Craftswoman weaves icon of Levant heritage

Fringes of the traditional Levantine headwear ‘shmagh’, weaved by Jordanian artisan Shaymaa Abu Quderi. (Photos: Handout from Shaymaa Abu Quderi)
AMMAN — Young Jordanian artist Shaymaa Abu Quderi is using her skills to honor her culture and fuel a budding business. The twenty-six year old creates the elaborate fringes for shmagh, the popular headwear worn throughout the Levant. اضافة اعلان

Shmagh, the fringed scarf also known as “keffiyeh”, is a famous icon of Arab culture worn throughout the year on different occasions. Women hem the shmagh by knitting soft wool threads on the edges of the scarf, utilizing the sewing hook and weaving its edges with the prominent threads. Every few strings are tied together and then cut with the scissors to give the fringe its classic aesthetic.

Abu Quderi studied civil engineering at Mutah University, where she and her friends first came up with the idea of opening a business to craft the scarves. After the other members left, she went on with the project solo, until, eventually, she was able to participate in the Productive Youth Program. 

“The Productive Youth Program is one of the most beautiful initiatives and exercises to be offered. It was different from other exercises and it gave me motivation carry on,” she said in an interview with Jordan News. 

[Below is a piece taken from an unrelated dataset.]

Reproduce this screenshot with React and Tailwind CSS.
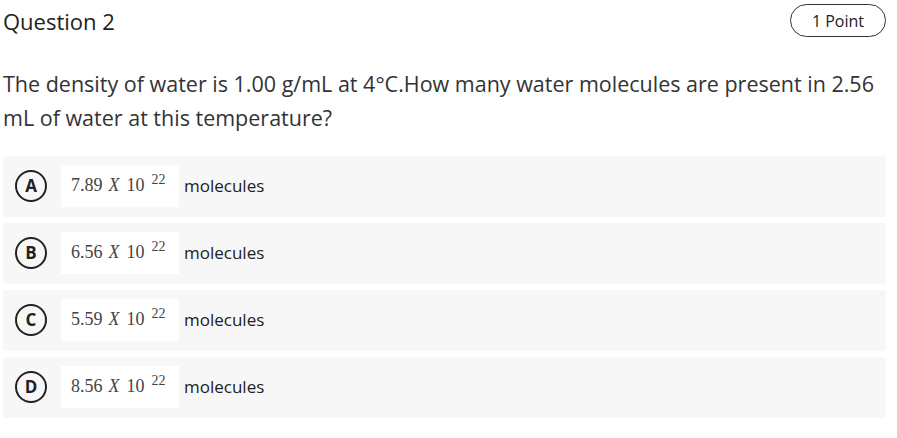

Abu Quderi has always supported her cultural heritage and its national symbols. She was trained at a session organized by the Bright Stars Association. 

She developed her business through continuous training, advertisements on Facebook, and frequent use of other social media platforms. “I reached the initiative of His Majesty King Abdullah, and I aspire to reach a bid for the Armed Forces and the Royal Court,” she said.

According to Abu Quderi, many things have changed since she started working, including greater financial freedom through increasing income, and the expansion of her business to include other employees.

“My mother was a fringe-weaving trainer. I liked the process of how the strings are formed and I learned from her,” she said. She explained that although the craft requires a lot of effort, it is not a difficult skill for a dedicated person.

Al Quderi works on a variety of fringes, such as the royal fringe, the prince fringe, the big bead, the middle size, and the small size, as per customers’ requests. She also has the shmagh available in diverse kinds of fabric. The strings are bought from wholesale stores, and each piece takes between three and five days of work. 

According to the artisan, the prices are both affordable to most customers and profitable.

Al Quderi now has loyal clients, one indication of her success, as she uses exhibitions and social networking sites to promote and advertise her work.

“Don’t stop working and keep trying until you achieve what makes you happy,” said the artisan and small business-owner. 

“Always keep moving with great power and faith, you can make the impossible possible, you only have to believe in yourself.”